Have you ever felt like you’re invisible to your friends or coworkers? Would you like to be the girl who shows up at parties alone and confident? Do you ever feel like you have things to say but you’re afraid to voice your opinion?
I did when I was younger.
When I was a little girl I never stood out. I was quiet and shy and just didn’t ever want to draw any attention to myself. To be outgoing was a struggle because I was constantly sick and in and out of the hospital with some asthma-related illness.
After my 16th birthday, things started to change. My health was better, I had friends, was a part of my school’s choir, and I started coming out of my shell.
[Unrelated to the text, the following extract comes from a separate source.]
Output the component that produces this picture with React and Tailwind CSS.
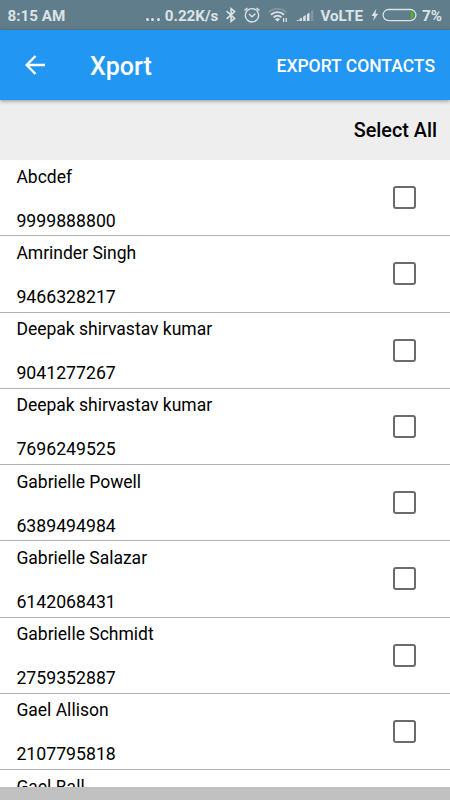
const CONTACTS = [
  { name: "Abcdef", phone: "9999888800" },
  { name: "Amrinder Singh", phone: "9466328217" },
  { name: "Deepak shirvastav kumar", phone: "9041277267" },
  { name: "Deepak shirvastav kumar", phone: "7696249525" },
  { name: "Gabrielle Powell", phone: "6389494984" },
  { name: "Gabrielle Salazar", phone: "6142068431" },
  { name: "Gabrielle Schmidt", phone: "2759352887" },
  { name: "Gael Allison", phone: "2107795818" },
  { name: "Gael Ball", phone: "" },
];

function BluetoothIcon() {
  return (
    <svg className="ml-[8px] h-4 w-[10px]" viewBox="0 0 10 16" fill="none" stroke="currentColor" strokeWidth="1.6">
      <path d="M.6 4.2 8.6 11.4 5.1 14.3V1.7L8.6 4.6.6 11.8" />
    </svg>
  );
}

function AlarmIcon() {
  return (
    <svg className="ml-[8px] h-4 w-4" viewBox="0 0 16 16" fill="none" stroke="currentColor" strokeWidth="1.4">
      <circle cx="8" cy="8.3" r="6.7" />
      <path d="M5 7 8 9.7l3.4-2.9M.5 3.6 3.5.9M15.5 3.6 12.5.9" />
    </svg>
  );
}

function WifiIcon() {
  return (
    <svg className="ml-[8px] h-4 w-5" viewBox="0 0 20 16" fill="none" stroke="currentColor" strokeWidth="1.9">
      <path d="M.8 5.2C5.6.5 13.4.5 18.2 5.2" opacity=".25" />
      <path d="M3 7.8c3.7-3.6 9.3-3.6 13 0M5.6 10.4c2.3-2.2 5.5-2.2 7.8 0" />
      <path d="M7 12.2c1.5-1.2 3.5-1.2 5 0l-2.5 2.4z" fill="currentColor" stroke="none" />
      <path d="M15.6 11v4M18.2 11v4" strokeWidth="1.3" />
    </svg>
  );
}

function SignalIcon() {
  return (
    <svg className="ml-[8px] h-4 w-[18px]" viewBox="0 0 18 16" fill="currentColor">
      <path d="M0 14 2.6 12.5V14H0zM3.4 11.9 5.9 10.4V14H3.4zM7.1 9.7 9.7 8.1V14H7.1zM10.9 7.3 13.5 5.6V14h-2.6z" />
      <path d="M14.8 4.6 17.4 2.6V14h-2.6z" opacity=".25" />
    </svg>
  );
}

function BatteryIcon() {
  return (
    <svg className="ml-[8px] h-4 w-[46px]" viewBox="0 0 46 16" fill="none">
      <path d="M5.3 1.8.5 8.9h2.8L2 14.1 7.2 6.8H4.4z" fill="currentColor" />
      <path d="M39.8 4.6h1c2.4 1.4 2.4 5.6 0 7h-1z" fill="#46c30b" />
      <rect x="12.1" y="2.5" width="32.8" height="11.2" rx="5.6" stroke="currentColor" strokeWidth="1.3" />
    </svg>
  );
}

function StatusBar() {
  return (
    <div className="flex h-[30px] shrink-0 items-center bg-[#607d8b] pr-[8px] pl-[7.5px] text-[15.2px] font-bold text-[#dce3e6]">
      <span className="pt-[2px]">8:15 AM</span>
      <span className="ml-auto flex items-end gap-[2.5px] pt-[8px]">
        <i className="h-[3px] w-[3px] rounded-full bg-current" />
        <i className="h-[3px] w-[3px] rounded-full bg-current" />
        <i className="h-[3px] w-[3px] rounded-full bg-current" />
      </span>
      <span className="ml-[5px] pt-[2px]">0.22K/s</span>
      <BluetoothIcon />
      <AlarmIcon />
      <WifiIcon />
      <SignalIcon />
      <span className="ml-[6px] pt-[2px]">VoLTE</span>
      <BatteryIcon />
      <span className="ml-[5px] pt-[2px]">7%</span>
    </div>
  );
}

function AppBar() {
  return (
    <header className="relative z-10 flex h-[70px] shrink-0 items-center bg-[#2196f3] pr-[15px] pl-[25px] text-white shadow-[0_1px_4px_rgba(0,0,0,0.4)]">
      <button type="button" aria-label="Back">
        <svg className="h-5 w-5" viewBox="0 0 20 20" fill="none" stroke="currentColor" strokeWidth="2.4">
          <path d="M20 10H2M10.5 1 1.7 10l8.8 9" />
        </svg>
      </button>
      <h1 className="ml-[45px] pt-[4px] text-[25px] font-medium">Xport</h1>
      <button type="button" className="ml-auto pt-[2px] text-[17.5px] font-medium">EXPORT CONTACTS</button>
    </header>
  );
}

function ContactRow({ name, phone }) {
  return (
    <li className="flex h-[76.28px] shrink-0 items-center justify-between border-b border-[#b0b0b0] pr-[34px] pl-[16.4px]">
      <div className="flex h-full flex-col gap-[23px] pt-[6.6px] leading-[21px]">
        <span className="text-[17.5px]">{name}</span>
        <span className="text-[17.7px]">{phone}</span>
      </div>
      <input type="checkbox" className="h-[23px] w-[23px] appearance-none rounded-[3px] border-2 border-[#6b6b6b]" />
    </li>
  );
}

export default function App() {
  return (
    <div className="flex h-screen w-full flex-col overflow-hidden bg-white font-[Roboto,sans-serif] text-black">
      <StatusBar />
      <AppBar />
      <div className="flex h-[60px] shrink-0 items-center justify-end bg-[#eeeeee] pt-[2px] pr-[13px] text-[19.8px] font-medium">
        <span>Select All</span>
      </div>
      <ul className="flex min-h-0 flex-1 flex-col overflow-hidden">
        {CONTACTS.map((c, i) => (
          <ContactRow key={i} name={c.name} phone={c.phone} />
        ))}
      </ul>
      <div className="h-[13px] shrink-0 bg-[#c1c1c1]" />
    </div>
  );
}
Consequently, my grades were better, my outlook on life improved, and I was looking forward to college.
Since then, I’ve never been afraid to stand out from the crowd, in-person and online.
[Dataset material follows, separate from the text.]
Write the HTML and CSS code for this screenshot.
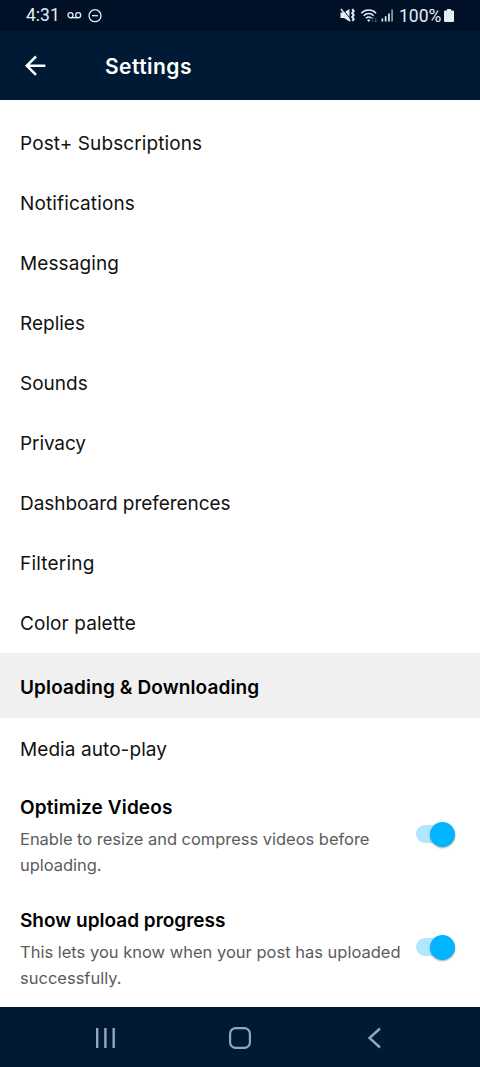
FILE: index.html
```html
<!DOCTYPE html>
<html lang="en">
<head>
<meta charset="utf-8">
<title>Settings</title>
<link rel="stylesheet" href="styles.css">
</head>
<body>
<div class="screen">
  <div class="status">
    <span class="clock">4:31</span>
    <svg class="voicemail" width="15" height="10" viewBox="0 0 15 10" fill="none" stroke="currentColor" stroke-width="1.3"><circle cx="3.5" cy="4.2" r="2.5"/><circle cx="11.2" cy="4.2" r="2.5"/><path d="M3.5 6.700h7.700"/></svg>
    <svg class="dnd" width="14" height="14" viewBox="0 0 14 14" fill="none" stroke="currentColor" stroke-width="1.3"><circle cx="7" cy="6.700" r="6"/><path d="M4 6.700h6"/></svg>
    <svg class="mute" width="15" height="15" viewBox="0 0 15 15" fill="none" stroke="currentColor"><path d="M.5 4.500h3.500l5.500-3.500v12.500L4 10H.5z" fill="currentColor" stroke="none"/><path d="M2.200.5l8 10" stroke="#001127" stroke-width="1"/><path d="M.9 1l9.300 12" stroke-width="1.300"/><path d="M12.200 1.200l1.500 1.900-1.500 2 1.500 2-1.500 2 1.500 2-1.200 1.900" stroke-width="2"/></svg>
    <svg class="wifi" width="18" height="14" viewBox="0 0 17 14" fill="none" stroke="currentColor" stroke-width="1.500"><path d="M.8 4.200c4-4.200 10.800-4.200 14.800 0M3.200 6.700c2.700-2.800 7.300-2.800 10 0M5.500 9.200c1.500-1.500 3.900-1.500 5.400 0"/><path d="M6.500 11l1.700-.7 1.700.7-1.700 2z" fill="currentColor" stroke="none"/><path d="M12.200 13V8.500m-1.300 1.400 1.300-1.400 1.300 1.400M15.200 8.500V13m-1.300-1.400 1.300 1.400 1.300-1.400" stroke-width=".8" opacity=".35"/></svg>
    <svg class="signal" width="13" height="13" viewBox="0 0 13 13" fill="currentColor"><path d="M.5 9.500h1.700V12.500H.5zM3.800 7.300h1.700v5.200H3.800zM7.100 4.500h1.700v8H7.100z"/><path d="M10.200.5H12v12h-1.800z" opacity=".6"/></svg>
    <span class="percent">100%</span>
    <svg class="battery" width="10" height="14" viewBox="0 0 10 14" fill="currentColor"><path d="M3 0h4v1.500h2q1 0 1 1V12q0 1-1 1H1q-1 0-1-1V2.500q0-1 1-1h2z"/></svg>
  </div>
  <header class="bar">
    <svg width="22" height="22" viewBox="0 0 22 22" fill="none" stroke="currentColor" stroke-width="2.500"><path d="M20.300 10.700H2.500M11 1.500L1.800 10.700l9.200 9.200"/></svg>
    <h1 class="title">Settings</h1>
  </header>
  <main class="content">
    <ul class="list">
      <li class="row"><span class="post">Post+ Subscriptions</span></li>
      <li class="row"><span class="notifications">Notifications</span></li>
      <li class="row"><span class="messaging">Messaging</span></li>
      <li class="row"><span>Replies</span></li>
      <li class="row"><span>Sounds</span></li>
      <li class="row"><span class="privacy">Privacy</span></li>
      <li class="row"><span class="dashboard">Dashboard preferences</span></li>
      <li class="row"><span class="filtering">Filtering</span></li>
      <li class="row"><span class="palette">Color palette</span></li>
    </ul>
    <h2 class="section"><span class="uploading">Uploading &amp; Downloading</span></h2>
    <div class="row media"><span class="autoplay">Media auto-play</span></div>
    <div class="option">
      <div class="copy">
        <h3 class="name optimize">Optimize Videos</h3>
        <p class="desc resize">Enable to resize and compress videos before<br>uploading.</p>
      </div>
      <div class="switch"><div class="knob"></div></div>
    </div>
    <div class="option">
      <div class="copy">
        <h3 class="name">Show upload progress</h3>
        <p class="desc">This lets you know when your post has uploaded<br>successfully.</p>
      </div>
      <div class="switch"><div class="knob"></div></div>
    </div>
  </main>
  <nav class="nav">
    <svg width="22" height="22" viewBox="0 0 22 22" stroke="currentColor" stroke-width="2.400"><path d="M3.200 1v20M11.400 1v20M19.700 1v20"/></svg>
    <svg width="22" height="22" viewBox="0 0 22 22" fill="none" stroke="currentColor" stroke-width="2.200"><rect x="1.100" y="1.100" width="19.800" height="19.800" rx="5.500"/></svg>
    <svg width="22" height="22" viewBox="0 0 22 22" fill="none" stroke="currentColor" stroke-width="2.400"><path d="M17 1.500L6.500 11 17 20.500"/></svg>
  </nav>
</div>
</body>
</html>
```
FILE: styles.css
```css
* { box-sizing: border-box; }
body { margin: 0; font-family: Inter, Roboto, sans-serif; background: #fff; }
h1, h2, h3, p, ul { margin: 0; padding: 0; }
.screen { width: 480px; height: 1067px; display: flex; flex-direction: column; overflow: hidden; }

.status { height: 31px; flex: none; display: flex; align-items: center; padding: 0 26px; background: #001127; color: #e4ecf5; }
.status svg { flex: none; }
.clock, .percent { font: 17.5px/31px Roboto, sans-serif; }
.clock { width: 41px; }
.dnd { margin-left: 6px; }
.mute { margin-left: auto; }
.wifi { margin-left: 5px; }
.signal { margin-left: 3px; }
.percent { margin-left: 5px; width: 45px; padding-top: 1px; white-space: nowrap; }
.battery { margin-left: 0; }

.bar { height: 69px; flex: none; display: flex; align-items: center; padding: 0 25px; background: #001a35; color: #fff; }
.title { margin-left: 58px; padding-top: 2px; font-size: 21px; font-weight: 600; line-height: 28px; letter-spacing: 0.45px; }

.content { flex: 1; padding-top: 13px; color: #121212; }
.list { list-style: none; }
.row { height: 60px; padding: 0 20px; display: flex; align-items: center; font-size: 19px; }
.post { letter-spacing: 0.1px; }
.notifications { letter-spacing: 0.12px; }
.messaging { letter-spacing: 0.1px; }
.privacy { letter-spacing: -0.1px; }
.dashboard { letter-spacing: -0.05px; }
.filtering { letter-spacing: 0.2px; }
.palette { letter-spacing: 0.08px; }
.uploading { letter-spacing: 0.12px; }
.autoplay { letter-spacing: 0.08px; }
.section { height: 65px; padding: 3px 20px 0; display: flex; align-items: center; background: #f0f0f0; font-size: 19px; font-weight: 600; color: #000; }
.media { height: 62px; }
.option { height: 113px; padding: 15px 25px 0 20px; display: flex; justify-content: space-between; }
.name { font-size: 19px; font-weight: 600; line-height: 26px; color: #000; }
.optimize { letter-spacing: 0.13px; }
.desc { margin-top: 6px; font-size: 16.5px; line-height: 25.5px; color: #5c5c5c; white-space: nowrap; }
.resize { letter-spacing: -0.03px; }
.copy { width: 385px; }
.switch { flex: none; width: 39px; height: 18px; margin-top: 30px; border-radius: 9px; background: #b0e7ff; display: flex; align-items: center; justify-content: flex-end; }
.knob { width: 25px; height: 25px; flex: none; border-radius: 50%; background: #00b4ff; box-shadow: 0 1px 2px rgba(0, 0, 0, .35); }

.nav { height: 60px; flex: none; display: flex; align-items: center; justify-content: space-between; padding: 2px 95px 0 94px; background: #001a35; color: #96a6b7; }
```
However, as I’ve gotten older and I’m much more “strategic” when it comes to standing out. Sometimes I show up or post something and it just happens because the Universe wills it. Typically, I have a plan based on my favorite six ways to stand out from the crowd.
- Know who you are inside. This takes a bit of introspection and taking stock of your strengths. I keep an affirmation journal that I write in every morning to remind myself of the things I love about myself. You can also write in your daily planner or journal how you feel and why. This is a great way to determine your likes and dislikes. Meditating is also a great way to turn your focus inward.
- Get out of your comfort zone. Do something new. Experiment with new hair color or style. Try a new food or restaurant that you typically wouldn’t. Join a community or group online if you’d like to take this one slow. Read a book that you normally wouldn’t because it’s not your preferred genre. This will help you build confidence and expand your range of knowledge.
- Be fearless
. Yes, I know. That’s so much easier to say than do. It takes a great deal of practice to become fearless, but no one is 100% fearless all the damn time. Even I get scared sometimes but I have the tools to help me through those times when they happen. One of those tools is my favorite book about this topic is Fearless & Fabulous by Cara Alwill Leyba. I learned to visualize my fear, embrace it, and tell it how much I love it. Sounds twisted right? Well, think about it this way, once you embrace your fear you take away its negative power over you. It becomes less scary and therefore can no longer control you.
- Speak your mind
. Haveyou ever been hanging out with friends, family, or coworkers and a topic comes up that you have a very good knowledge of, but you didn’t speak up? Girl openyourmouth. Share your perspective and don’t be afraid to offer insights that others have not thought of previously. When topics come up that you are familiar with, you have an opportunity to demonstrate your expertise on the topic. In doing so without being combative and with genuine respect, you build self-confidence and insert yourself as a thought leader or subject matter expert.
- Stand tall
. InOctober of 2009, Science News published an article, Body Posture Affects Confidence In Your Own Thoughts, in which researchers at Ohio State University found that posture is directly related to confidence. Not only does sitting up straight and standing tall give others a positive impression of you, but it also improves your own mood and feelings of confidence. I was taught to practice good posture in public and when I’m at home. That way it just becomes second nature. And if you’re not going to have good posture when you’re at home, then you’re probably not going to exhibit good posture when you’re out.
- Be boldly and unapologetically you
. Stopapologizing for your quirks, weirdness, likes, and dislikes. Wear the clothes you feel most comfortable in. Style your hair the way you want. Shave your head if you feel like it! Be reasonable but be you. You don’t have to follow along with what’s popular. If you’re not comfortable with what you look like, you’ll never be comfortable in your own skin. I love 90’s R&B but you’ll still find me at a concert for a Led Zeppelin cover band and I don’t give a shit who knows or doesn’t like it. My friends enjoy frequenting our downtown restaurants and other venues. I prefer to go out where I live (they call it “the country”. Whatevs). You don’t need anyone’s permission to be you and enjoy the things you want.
It takes practice to finesse the art of standing out from the crowd.
You have to get rid of your negative beliefs, embrace your fear, and build confidence consistently. Eventually, it just becomes a part of who you are.
This kind of confidence isn’t about competing with others. It’s about competing with those versions of yourself that have held you back. Being able to separate yourself from the pack is a powerful skill that could get you a promotion, land your dream job, attract your soulmate. For me, it gave me what I needed to start my social media business and become a successful Influencer Coach.
So, as I said before, this is a powerful skill. And of course, with great power comes greater responsibility. It’s important to remember to not harm someone else in your quest to turn heads. You always want to respect others and treat them with kindness and understanding.